Four days in and I really do like Quartz. I like the catchy categories like “Energy Shocks,” and “Low Interest Rates,” and “Modern States.” I like the simple and clean look. And I like the ease of navigation on my iPad and my iPhone5 (just had to throw that in—kinda like a middle school student who inserts, n’est pa? at the end of sentences, because, well, n’est pas?).

It has its quirks and bugs to work out (some bylines show up with name and “Today at Invalid Date”). It runs a tad slow compared with other sites on my devices (today). But they are smart people and will figure this out. I like how they’ve aggregated some good content (good and obscure, which is why I generally use Zite rather than Flipboard on my iPad). And I also like how there is good newly-created content.
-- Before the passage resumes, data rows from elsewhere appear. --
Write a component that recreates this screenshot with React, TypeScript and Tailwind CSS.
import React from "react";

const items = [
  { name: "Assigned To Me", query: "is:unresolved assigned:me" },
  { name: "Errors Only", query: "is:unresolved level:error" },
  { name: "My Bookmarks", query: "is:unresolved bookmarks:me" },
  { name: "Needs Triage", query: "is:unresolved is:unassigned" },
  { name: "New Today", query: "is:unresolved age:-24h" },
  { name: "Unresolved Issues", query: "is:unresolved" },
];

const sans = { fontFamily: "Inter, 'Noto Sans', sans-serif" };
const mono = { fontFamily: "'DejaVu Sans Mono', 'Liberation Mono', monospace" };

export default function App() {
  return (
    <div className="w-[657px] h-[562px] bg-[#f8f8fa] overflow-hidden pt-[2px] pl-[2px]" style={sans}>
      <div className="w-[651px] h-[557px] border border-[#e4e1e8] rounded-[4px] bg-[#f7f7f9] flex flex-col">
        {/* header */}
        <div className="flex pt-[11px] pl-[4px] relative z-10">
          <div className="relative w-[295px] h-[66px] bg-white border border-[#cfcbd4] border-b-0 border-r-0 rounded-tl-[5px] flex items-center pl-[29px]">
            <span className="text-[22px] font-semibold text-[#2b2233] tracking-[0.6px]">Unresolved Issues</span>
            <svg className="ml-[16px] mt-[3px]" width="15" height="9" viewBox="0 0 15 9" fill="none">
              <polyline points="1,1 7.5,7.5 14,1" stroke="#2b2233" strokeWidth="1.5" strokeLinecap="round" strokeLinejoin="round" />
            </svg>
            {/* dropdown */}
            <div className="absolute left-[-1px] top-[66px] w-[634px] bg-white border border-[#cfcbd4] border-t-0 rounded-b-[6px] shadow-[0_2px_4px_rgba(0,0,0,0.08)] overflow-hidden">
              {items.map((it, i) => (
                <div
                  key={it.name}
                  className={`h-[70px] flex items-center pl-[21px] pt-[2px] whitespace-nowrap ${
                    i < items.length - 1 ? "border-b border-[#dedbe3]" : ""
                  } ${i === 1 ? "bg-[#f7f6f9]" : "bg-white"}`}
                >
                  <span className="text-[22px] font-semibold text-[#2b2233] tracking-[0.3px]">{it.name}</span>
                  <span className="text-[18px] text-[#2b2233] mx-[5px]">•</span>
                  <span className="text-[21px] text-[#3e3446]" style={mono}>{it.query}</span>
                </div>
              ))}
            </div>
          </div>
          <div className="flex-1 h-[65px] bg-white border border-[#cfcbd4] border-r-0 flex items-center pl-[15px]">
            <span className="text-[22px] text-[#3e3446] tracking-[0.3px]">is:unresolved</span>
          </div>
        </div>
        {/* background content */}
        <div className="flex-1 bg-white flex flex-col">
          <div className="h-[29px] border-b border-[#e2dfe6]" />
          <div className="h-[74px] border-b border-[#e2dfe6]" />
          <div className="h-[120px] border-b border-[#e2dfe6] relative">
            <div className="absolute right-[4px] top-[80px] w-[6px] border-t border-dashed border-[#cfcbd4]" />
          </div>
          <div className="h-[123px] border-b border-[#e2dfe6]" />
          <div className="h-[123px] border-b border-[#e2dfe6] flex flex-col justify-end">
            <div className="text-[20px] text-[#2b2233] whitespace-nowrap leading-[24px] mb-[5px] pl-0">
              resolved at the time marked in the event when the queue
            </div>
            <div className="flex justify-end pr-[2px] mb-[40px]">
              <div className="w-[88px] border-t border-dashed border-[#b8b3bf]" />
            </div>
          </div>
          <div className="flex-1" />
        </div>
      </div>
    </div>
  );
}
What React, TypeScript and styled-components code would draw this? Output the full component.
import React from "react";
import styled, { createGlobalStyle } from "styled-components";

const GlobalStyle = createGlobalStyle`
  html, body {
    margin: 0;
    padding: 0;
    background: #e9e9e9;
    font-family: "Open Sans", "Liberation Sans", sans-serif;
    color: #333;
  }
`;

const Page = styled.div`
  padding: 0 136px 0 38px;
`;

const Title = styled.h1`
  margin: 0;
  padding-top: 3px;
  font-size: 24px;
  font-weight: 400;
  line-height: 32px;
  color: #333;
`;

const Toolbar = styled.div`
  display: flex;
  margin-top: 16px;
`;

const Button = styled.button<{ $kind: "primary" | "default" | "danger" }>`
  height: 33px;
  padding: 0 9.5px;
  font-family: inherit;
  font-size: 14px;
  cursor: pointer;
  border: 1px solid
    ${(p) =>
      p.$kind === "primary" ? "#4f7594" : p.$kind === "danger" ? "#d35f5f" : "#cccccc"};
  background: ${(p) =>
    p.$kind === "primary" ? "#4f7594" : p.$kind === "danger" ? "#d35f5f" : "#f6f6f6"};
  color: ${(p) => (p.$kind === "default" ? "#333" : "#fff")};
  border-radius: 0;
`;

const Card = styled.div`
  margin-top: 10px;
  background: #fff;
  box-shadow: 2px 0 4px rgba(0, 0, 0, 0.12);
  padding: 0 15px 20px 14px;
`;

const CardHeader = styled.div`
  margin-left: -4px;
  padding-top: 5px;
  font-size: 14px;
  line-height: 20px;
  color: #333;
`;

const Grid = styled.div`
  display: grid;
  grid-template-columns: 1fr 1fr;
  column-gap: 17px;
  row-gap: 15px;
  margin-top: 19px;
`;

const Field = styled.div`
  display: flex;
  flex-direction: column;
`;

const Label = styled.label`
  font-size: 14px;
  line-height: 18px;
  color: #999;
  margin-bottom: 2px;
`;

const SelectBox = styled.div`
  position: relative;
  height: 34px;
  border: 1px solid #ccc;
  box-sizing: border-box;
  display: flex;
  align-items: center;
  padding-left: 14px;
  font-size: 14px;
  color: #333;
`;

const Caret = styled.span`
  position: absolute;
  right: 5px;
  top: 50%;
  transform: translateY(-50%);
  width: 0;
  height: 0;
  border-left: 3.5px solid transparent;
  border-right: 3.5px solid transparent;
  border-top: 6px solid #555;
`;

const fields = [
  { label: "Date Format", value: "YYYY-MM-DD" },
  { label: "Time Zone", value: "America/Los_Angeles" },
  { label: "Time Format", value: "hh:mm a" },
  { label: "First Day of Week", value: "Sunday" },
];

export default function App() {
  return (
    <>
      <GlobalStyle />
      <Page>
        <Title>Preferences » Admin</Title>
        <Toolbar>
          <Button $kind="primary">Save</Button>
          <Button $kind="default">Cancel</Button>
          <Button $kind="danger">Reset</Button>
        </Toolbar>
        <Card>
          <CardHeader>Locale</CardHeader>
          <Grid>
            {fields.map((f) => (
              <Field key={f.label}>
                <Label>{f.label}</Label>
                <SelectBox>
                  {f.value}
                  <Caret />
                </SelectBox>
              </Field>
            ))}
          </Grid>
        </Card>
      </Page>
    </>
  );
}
So that gets me to who is this for? David Carr’s New York Times’ piece of Monday suggested, “The editorial product is aimed at the front half of the airplanes that crisscross from Zurich to Sao Paolo to Singapore, serving executives who are increasingly having similar conversations no matter where they land. It was built for tablets, conceived as a mobile product for mobile people.” So, since I do want to be Tyler Brule when I grow up I wonder what’s his take on it. confirms everything we’ve said in b-to-b media since the year one:  We have highly specialized audiences that are valuable.

What is fascinating about this product is that it takes on trying to appeal to a rarified slice of the world through some original and a lot of aggregated content. Will this work, or will users realize that, since this wasn’t their first morning read as they hop scotched across the planet, they are rereading an FT or Reuters or New York Times piece. Might it not be more effective if one only found that content that cannot be found easily? (Note: stay tuned for such a product from Penton to launch shortly)

Anyway, nice start and I look forward to sharing with all of my friends in the Delta Sky Clubs around the globe, n’est pas?